● Stated problem
Quote every line below exactly and skip any picture.

● Collected material
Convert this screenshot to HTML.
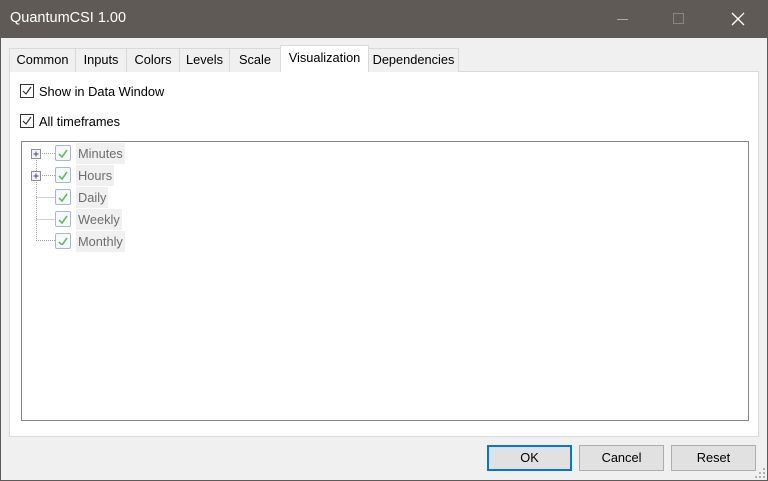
<!DOCTYPE html>
<html><head><style>
*{margin:0;padding:0;box-sizing:border-box}
body{width:768px;height:481px;background:#f0f0f0;font-family:"Liberation Sans",sans-serif;font-size:12.8px;color:#000;position:relative;overflow:hidden}
.abs{position:absolute}
.title{left:0;top:0;width:768px;height:38px;background:#5f5a55;color:#fff;font-size:14.5px}
.tab{top:48px;height:24px;border:1px solid #d9d9d9;border-bottom:none;background:#f0f0f0;text-align:center;line-height:22px}
.sel{top:45px;height:27px;background:#fff;border-color:#d9d9d9;z-index:2;line-height:24px}
.panel{left:9px;top:71px;width:750px;height:366px;background:#fff;border:1px solid #d9d9d9}
.cb{width:14px;height:14px;border:1px solid #333;background:#fff}
.tree{left:21px;top:141px;width:728px;height:280px;border:1px solid #828790;background:#fff}
.item{left:55px;height:18px}
.gcb{position:absolute;left:0;top:2px;width:16px;height:16px;border:1px solid #a6b8cf;border-radius:2px;background:#f6f8fb}
.lbl{position:absolute;left:21px;top:0;height:21px;background:#f0f0f0;color:#6d6d6d;line-height:21px;padding:0 2px 0 2px}
.btn{top:445px;width:85px;height:26px;border:1px solid #adadad;background:#e1e1e1;text-align:center;line-height:24px}
</style></head><body>
<div class="abs" style="left:0;top:0;width:768px;height:481px;border:1px solid #5f5a55;z-index:5"></div>
<div class="abs title"><span class="abs" style="left:10px;top:10px">QuantumCSI 1.00</span>
<div class="abs" style="left:617px;top:19px;width:11px;height:1px;background:#aaa"></div>
<div class="abs" style="left:673px;top:13px;width:11px;height:11px;border:1px solid #8a8580"></div>
<svg class="abs" style="left:731px;top:12px" width="14" height="14"><path d="M1 1L13 13M13 1L1 13" stroke="#fff" stroke-width="1.3"/></svg>
</div>
<div class="panel abs"></div>
<div class="abs tab" style="left:9px;width:67px">Common</div>
<div class="abs tab" style="left:75px;width:52px">Inputs</div>
<div class="abs tab" style="left:126px;width:54px">Colors</div>
<div class="abs tab" style="left:179px;width:51px">Levels</div>
<div class="abs tab" style="left:229px;width:52px">Scale</div>
<div class="abs tab sel" style="left:280px;width:89px">Visualization</div>
<div class="abs tab" style="left:368px;width:91px">Dependencies</div>

<div class="abs cb" style="left:20px;top:84px"></div>
<svg class="abs" style="left:20px;top:84px" width="14" height="14"><path d="M3 7L6 10L11 3" stroke="#333" fill="none" stroke-width="1.2"/></svg>
<span class="abs" style="left:39px;top:84px">Show in Data Window</span>
<div class="abs cb" style="left:20px;top:114px"></div>
<svg class="abs" style="left:20px;top:114px" width="14" height="14"><path d="M3 7L6 10L11 3" stroke="#333" fill="none" stroke-width="1.2"/></svg>
<span class="abs" style="left:39px;top:114px">All timeframes</span>

<div class="abs tree"></div>
<svg class="abs" style="left:27px;top:145px" width="30" height="100">
<g stroke="#a0a0a0" stroke-dasharray="1,1" fill="none">
<path d="M9.5 13V95.5H28M13 8.5H28M13 30.5H28M9.5 52.5H28M9.5 74.5H28"/>
</g>
<rect x="4.5" y="4.5" width="9" height="9" fill="#f4f4f4" stroke="#8f8f8f"/>
<path d="M6.5 9H11.5M9 6.5V11.5" stroke="#3a4a80"/>
<rect x="4.5" y="26.5" width="9" height="9" fill="#f4f4f4" stroke="#8f8f8f"/>
<path d="M6.5 31H11.5M9 28.5V33.5" stroke="#3a4a80"/>
</svg>
<div class="abs item" style="top:143px"><div class="gcb"></div><div class="lbl">Minutes</div></div>
<div class="abs item" style="top:165px"><div class="gcb"></div><div class="lbl">Hours</div></div>
<div class="abs item" style="top:187px"><div class="gcb"></div><div class="lbl">Daily</div></div>
<div class="abs item" style="top:209px"><div class="gcb"></div><div class="lbl">Weekly</div></div>
<div class="abs item" style="top:231px"><div class="gcb"></div><div class="lbl">Monthly</div></div>
<svg class="abs" style="left:55px;top:145px" width="16" height="100">
<g stroke="#5cc25c" stroke-width="1.6" fill="none">
<path d="M4 9L7 12L12 5"/><path transform="translate(0,22)" d="M4 9L7 12L12 5"/><path transform="translate(0,44)" d="M4 9L7 12L12 5"/><path transform="translate(0,66)" d="M4 9L7 12L12 5"/><path transform="translate(0,88)" d="M4 9L7 12L12 5"/>
</g></svg>

<div class="abs btn" style="left:487px;border:2px solid #0078d7;line-height:22px">OK</div>
<div class="abs btn" style="left:579px">Cancel</div>
<div class="abs btn" style="left:671px">Reset</div>
<svg class="abs" style="left:755px;top:468px" width="12" height="12"><g fill="#b0b0b0"><rect x="8" y="0" width="2" height="2"/><rect x="4" y="4" width="2" height="2"/><rect x="8" y="4" width="2" height="2"/><rect x="0" y="8" width="2" height="2"/><rect x="4" y="8" width="2" height="2"/><rect x="8" y="8" width="2" height="2"/></g></svg>
</body></html>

● Response below
Convert this screenshot to HTML.
<!DOCTYPE html>
<html><head><style>
*{margin:0;padding:0;box-sizing:border-box}
body{width:768px;height:481px;background:#f0f0f0;font-family:"Liberation Sans",sans-serif;font-size:12.8px;color:#000;position:relative;overflow:hidden}
.abs{position:absolute}
.title{left:0;top:0;width:768px;height:38px;background:#5f5a55;color:#fff;font-size:14.5px}
.tab{top:48px;height:24px;border:1px solid #d9d9d9;border-bottom:none;background:#f0f0f0;text-align:center;line-height:22px}
.sel{top:45px;height:27px;background:#fff;border-color:#d9d9d9;z-index:2;line-height:24px}
.panel{left:9px;top:71px;width:750px;height:366px;background:#fff;border:1px solid #d9d9d9}
.cb{width:14px;height:14px;border:1px solid #333;background:#fff}
.tree{left:21px;top:141px;width:728px;height:280px;border:1px solid #828790;background:#fff}
.item{left:55px;height:18px}
.gcb{position:absolute;left:0;top:2px;width:16px;height:16px;border:1px solid #a6b8cf;border-radius:2px;background:#f6f8fb}
.lbl{position:absolute;left:21px;top:0;height:21px;background:#f0f0f0;color:#6d6d6d;line-height:21px;padding:0 2px 0 2px}
.btn{top:445px;width:85px;height:26px;border:1px solid #adadad;background:#e1e1e1;text-align:center;line-height:24px}
</style></head><body>
<div class="abs" style="left:0;top:0;width:768px;height:481px;border:1px solid #5f5a55;z-index:5"></div>
<div class="abs title"><span class="abs" style="left:10px;top:10px">QuantumCSI 1.00</span>
<div class="abs" style="left:617px;top:19px;width:11px;height:1px;background:#aaa"></div>
<div class="abs" style="left:673px;top:13px;width:11px;height:11px;border:1px solid #8a8580"></div>
<svg class="abs" style="left:731px;top:12px" width="14" height="14"><path d="M1 1L13 13M13 1L1 13" stroke="#fff" stroke-width="1.3"/></svg>
</div>
<div class="panel abs"></div>
<div class="abs tab" style="left:9px;width:67px">Common</div>
<div class="abs tab" style="left:75px;width:52px">Inputs</div>
<div class="abs tab" style="left:126px;width:54px">Colors</div>
<div class="abs tab" style="left:179px;width:51px">Levels</div>
<div class="abs tab" style="left:229px;width:52px">Scale</div>
<div class="abs tab sel" style="left:280px;width:89px">Visualization</div>
<div class="abs tab" style="left:368px;width:91px">Dependencies</div>

<div class="abs cb" style="left:20px;top:84px"></div>
<svg class="abs" style="left:20px;top:84px" width="14" height="14"><path d="M3 7L6 10L11 3" stroke="#333" fill="none" stroke-width="1.2"/></svg>
<span class="abs" style="left:39px;top:84px">Show in Data Window</span>
<div class="abs cb" style="left:20px;top:114px"></div>
<svg class="abs" style="left:20px;top:114px" width="14" height="14"><path d="M3 7L6 10L11 3" stroke="#333" fill="none" stroke-width="1.2"/></svg>
<span class="abs" style="left:39px;top:114px">All timeframes</span>

<div class="abs tree"></div>
<svg class="abs" style="left:27px;top:145px" width="30" height="100">
<g stroke="#a0a0a0" stroke-dasharray="1,1" fill="none">
<path d="M9.5 13V95.5H28M13 8.5H28M13 30.5H28M9.5 52.5H28M9.5 74.5H28"/>
</g>
<rect x="4.5" y="4.5" width="9" height="9" fill="#f4f4f4" stroke="#8f8f8f"/>
<path d="M6.5 9H11.5M9 6.5V11.5" stroke="#3a4a80"/>
<rect x="4.5" y="26.5" width="9" height="9" fill="#f4f4f4" stroke="#8f8f8f"/>
<path d="M6.5 31H11.5M9 28.5V33.5" stroke="#3a4a80"/>
</svg>
<div class="abs item" style="top:143px"><div class="gcb"></div><div class="lbl">Minutes</div></div>
<div class="abs item" style="top:165px"><div class="gcb"></div><div class="lbl">Hours</div></div>
<div class="abs item" style="top:187px"><div class="gcb"></div><div class="lbl">Daily</div></div>
<div class="abs item" style="top:209px"><div class="gcb"></div><div class="lbl">Weekly</div></div>
<div class="abs item" style="top:231px"><div class="gcb"></div><div class="lbl">Monthly</div></div>
<svg class="abs" style="left:55px;top:145px" width="16" height="100">
<g stroke="#5cc25c" stroke-width="1.6" fill="none">
<path d="M4 9L7 12L12 5"/><path transform="translate(0,22)" d="M4 9L7 12L12 5"/><path transform="translate(0,44)" d="M4 9L7 12L12 5"/><path transform="translate(0,66)" d="M4 9L7 12L12 5"/><path transform="translate(0,88)" d="M4 9L7 12L12 5"/>
</g></svg>

<div class="abs btn" style="left:487px;border:2px solid #0078d7;line-height:22px">OK</div>
<div class="abs btn" style="left:579px">Cancel</div>
<div class="abs btn" style="left:671px">Reset</div>
<svg class="abs" style="left:755px;top:468px" width="12" height="12"><g fill="#b0b0b0"><rect x="8" y="0" width="2" height="2"/><rect x="4" y="4" width="2" height="2"/><rect x="8" y="4" width="2" height="2"/><rect x="0" y="8" width="2" height="2"/><rect x="4" y="8" width="2" height="2"/><rect x="8" y="8" width="2" height="2"/></g></svg>
</body></html>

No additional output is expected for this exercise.